The libertarian account further fails to cope with the reality of addiction. The NGSRC found that gambling addiction disproportionately affects the poor, the uneducated, and black Americans. The effects of gambling addiction ripple through the family and community, both financially (it puts at risk more resources than other forms of addiction, such as substance abuse) and socially (it is associated with divorce and abuse, and
generally cultivates anger and distrust). Moreover, the proposed keno program is peculiarly suited to fostering addiction due to its ubiquity, delivery of instant gratification, and alienating tendencies.
These factors combine to make lottery expansion the “biggest government” way to raise money. In introducing keno, the state sets up an alternative path to financial security—ultimately a teasing mirage—other than the dynamism of the market or the solidarity of the family and community. The game is a government monopoly that entices the economically vulnerable out of the market and onto the dole, increasing the demand for funds that keno was meant to fulfill to begin with. It is a vicious positive feedback loop.

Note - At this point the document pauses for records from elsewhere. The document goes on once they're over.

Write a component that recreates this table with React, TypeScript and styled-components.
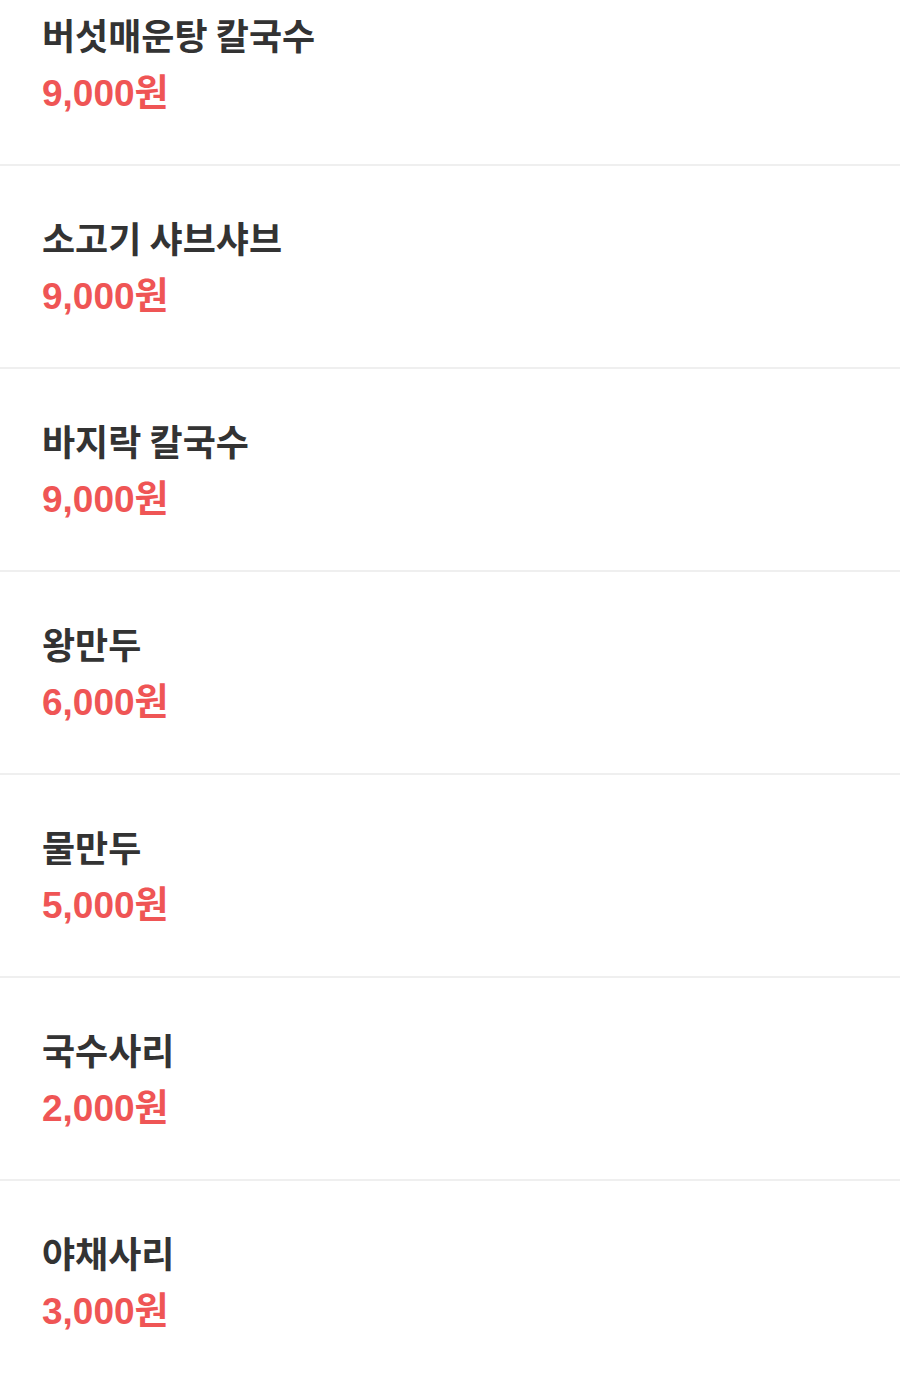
import React from "react";
import styled, { createGlobalStyle } from "styled-components";

const Global = createGlobalStyle`
  html, body { margin: 0; padding: 0; background: #fff; }
  body { font-family: "Noto Sans CJK KR", "Noto Sans", sans-serif; }
`;

const List = styled.ul`
  list-style: none;
  margin: -37px 0 0 0;
  padding: 0;
`;

const Item = styled.li`
  height: 201px;
  box-sizing: content-box;
  padding: 0 42px;
  display: flex;
  flex-direction: column;
  justify-content: center;
  gap: 10px;
  border-bottom: 2px solid #efefef;
  &:last-child { border-bottom: none; }
`;

const Name = styled.div`
  font-size: 36px;
  font-weight: 700;
  color: #333333;
  line-height: 50px;
`;

const Price = styled.div`
  font-family: "Liberation Sans", "Noto Sans CJK KR", sans-serif;
  font-size: 37px;
  font-weight: 700;
  color: #ef5555;
  line-height: 50px;
`;

const menu = [
  { name: "버섯매운탕 칼국수", price: "9,000원" },
  { name: "소고기 샤브샤브", price: "9,000원" },
  { name: "바지락 칼국수", price: "9,000원" },
  { name: "왕만두", price: "6,000원" },
  { name: "물만두", price: "5,000원" },
  { name: "국수사리", price: "2,000원" },
  { name: "야채사리", price: "3,000원" },
];

export default function App() {
  return (
    <>
      <Global />
      <List>
        {menu.map((m) => (
          <Item key={m.name}>
            <Name>{m.name}</Name>
            <Price>{m.price}</Price>
          </Item>
        ))}
      </List>
    </>
  );
}
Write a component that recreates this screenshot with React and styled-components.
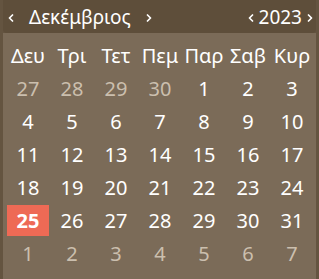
import React from 'react'
import styled, { createGlobalStyle } from 'styled-components'

const GlobalStyle = createGlobalStyle`
  html, body {
    margin: 0;
    padding: 0;
    background: #645440;
  }
  body {
    font-family: "Noto Sans", "Open Sans", sans-serif;
  }
`

const Frame = styled.div`
  width: 319px;
  height: 279px;
  box-sizing: border-box;
  padding: 0 3px 0 3px;
  background: #645440;
  display: flex;
  flex-direction: column;
`

const Header = styled.div`
  height: 33px;
  flex: none;
  background: #5e4e3a;
  border-radius: 0 0 4px 4px;
  display: flex;
  align-items: center;
  justify-content: space-between;
  color: #ffffff;
  font-size: 19px;
  padding: 2px 1px 0 3px;
  box-sizing: border-box;
`

const Group = styled.div`
  display: flex;
  align-items: center;
  gap: ${(props) => props.$gap}px;
`

const Arrow = styled.button`
  border: none;
  background: none;
  padding: 0;
  width: 10px;
  height: 20px;
  display: flex;
  align-items: center;
  justify-content: center;
  color: #ffffff;
`

const Label = styled.span`
  line-height: 1;
`

const Body = styled.div`
  flex: 1;
  background: #7b6b58;
  padding: 0 3px;
  display: grid;
  grid-template-columns: repeat(7, 44px);
  grid-template-rows: 38px repeat(6, 33px);
  align-content: start;
`

const WeekDay = styled.div`
  display: flex;
  align-items: center;
  justify-content: center;
  padding-top: 6px;
  color: #ffffff;
  font-size: 20px;
`

const Day = styled.div`
  display: flex;
  align-items: center;
  justify-content: center;
  font-size: 20px;
  color: ${(props) => (props.$muted ? '#cbbfae' : '#ffffff')};
  font-weight: ${(props) => (props.$today ? 700 : 400)};
`

const DayInner = styled.span`
  width: 42px;
  height: 31px;
  display: flex;
  align-items: center;
  justify-content: center;
  margin-top: 2px;
  background: ${(props) => (props.$today ? '#ee6a55' : 'transparent')};
`

const Chevron = ({ dir }) => (
  <svg width="6" height="8" viewBox="0 0 6 8">
    <path
      d={dir === 'left' ? 'M4.5 1 L1.5 4 L4.5 7' : 'M1.5 1 L4.5 4 L1.5 7'}
      fill="none"
      stroke="currentColor"
      strokeWidth="1.7"
      strokeLinecap="round"
      strokeLinejoin="round"
    />
  </svg>
)

const weekDays = ['Δευ', 'Τρι', 'Τετ', 'Πεμ', 'Παρ', 'Σαβ', 'Κυρ']

const days = [
  ...[27, 28, 29, 30].map((d) => ({ d, muted: true })),
  ...Array.from({ length: 31 }, (_, i) => ({ d: i + 1, today: i + 1 === 25 })),
  ...[1, 2, 3, 4, 5, 6, 7].map((d) => ({ d, muted: true })),
]

export default function App() {
  return (
    <>
      <GlobalStyle />
      <Frame>
        <Header>
          <Group $gap={13}>
            <Arrow><Chevron dir="left" /></Arrow>
            <Label>Δεκέμβριος</Label>
            <Arrow><Chevron dir="right" /></Arrow>
          </Group>
          <Group $gap={3}>
            <Arrow><Chevron dir="left" /></Arrow>
            <Label>2023</Label>
            <Arrow><Chevron dir="right" /></Arrow>
          </Group>
        </Header>
        <Body>
          {weekDays.map((w) => (
            <WeekDay key={w}>{w}</WeekDay>
          ))}
          {days.map((item, i) => (
            <Day key={i} $muted={item.muted} $today={item.today}>
              <DayInner $today={item.today}>{item.d}</DayInner>
            </Day>
          ))}
        </Body>
      </Frame>
    </>
  )
}
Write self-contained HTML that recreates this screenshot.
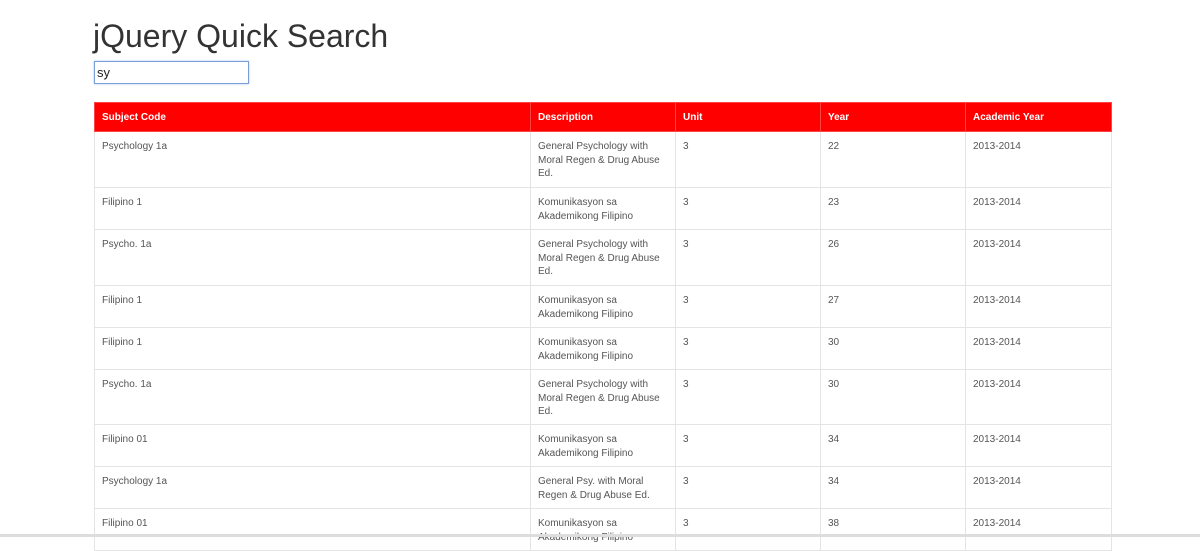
<!DOCTYPE html>
<html><head><style>
body{margin:0;width:1200px;height:537px;overflow:hidden;background:#fff;font-family:"Liberation Sans",Arial,sans-serif;color:#333;position:relative}
h1{position:absolute;left:93px;top:16px;margin:0;font-size:32px;font-weight:normal;line-height:40px;color:#333}
.in{position:absolute;left:94px;top:61px;width:151px;height:21px;border:1px solid #7a9fd6;box-shadow:0 0 2px #a8c4ee;font-size:13px;line-height:21px;padding-left:2px;box-sizing:content-box;color:#222}
table{position:absolute;left:94px;top:102px;border-collapse:collapse;table-layout:fixed;width:1017px}
th{background:#f00;color:#fff;font-size:10px;font-weight:bold;text-align:left;height:28px;padding:0 7px;border:1px solid #f44;box-sizing:border-box}
td{font-size:10px;line-height:13.5px;color:#555;vertical-align:top;padding:8px 7px 0;border:1px solid #e4e4e4;box-sizing:border-box}
.bar{position:absolute;left:0;top:534px;width:1200px;height:3px;background:#ddd;z-index:5}
</style></head><body>
<h1>jQuery Quick Search</h1>
<div class="in">sy</div>
<table>
<colgroup><col style="width:436px"><col style="width:145px"><col style="width:145px"><col style="width:145px"><col style="width:146px"></colgroup>
<tr style="height:29px"><th>Subject Code</th><th>Description</th><th>Unit</th><th>Year</th><th>Academic Year</th></tr>
<tr style="height:56px"><td>Psychology 1a</td><td>General Psychology with Moral Regen &amp; Drug Abuse Ed.</td><td>3</td><td>22</td><td>2013-2014</td></tr>
<tr style="height:42px"><td>Filipino 1</td><td>Komunikasyon sa Akademikong Filipino</td><td>3</td><td>23</td><td>2013-2014</td></tr>
<tr style="height:56px"><td>Psycho. 1a</td><td>General Psychology with Moral Regen &amp; Drug Abuse Ed.</td><td>3</td><td>26</td><td>2013-2014</td></tr>
<tr style="height:42px"><td>Filipino 1</td><td>Komunikasyon sa Akademikong Filipino</td><td>3</td><td>27</td><td>2013-2014</td></tr>
<tr style="height:42px"><td>Filipino 1</td><td>Komunikasyon sa Akademikong Filipino</td><td>3</td><td>30</td><td>2013-2014</td></tr>
<tr style="height:55px"><td>Psycho. 1a</td><td>General Psychology with Moral Regen &amp; Drug Abuse Ed.</td><td>3</td><td>30</td><td>2013-2014</td></tr>
<tr style="height:42px"><td>Filipino 01</td><td>Komunikasyon sa Akademikong Filipino</td><td>3</td><td>34</td><td>2013-2014</td></tr>
<tr style="height:42px"><td>Psychology 1a</td><td>General Psy. with Moral Regen &amp; Drug Abuse Ed.</td><td>3</td><td>34</td><td>2013-2014</td></tr>
<tr style="height:42px"><td>Filipino 01</td><td>Komunikasyon sa Akademikong Filipino</td><td>3</td><td>38</td><td>2013-2014</td></tr>
</table>
<div class="bar"></div>
</body></html>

And so not only does Gov. Corbett’s proposal reinforce cycles of privation and dependency that he and his party in theory despise, but more abstractly it is a significant expansion of the state’s imperial maneuvers against the institutions of civil society that limit its scope and power. Video keno targets those for whom the organic structures of society are most important, but for whom the allure of the state is most magnetic, and introduces yet another terribly appealing temptation to rend social bonds and embrace the state.
Against a clear-eyed assessment of Pennsylvania’s video keno proposal, appeals to personal liberty are misguided and trite. There is no right to lose oneself in a game of chance for the state’s benefit, and more than that there is no good in it. Video keno enhances neither liberty nor virtue; it contracts both while abetting the state’s accelerating colonization of civil society.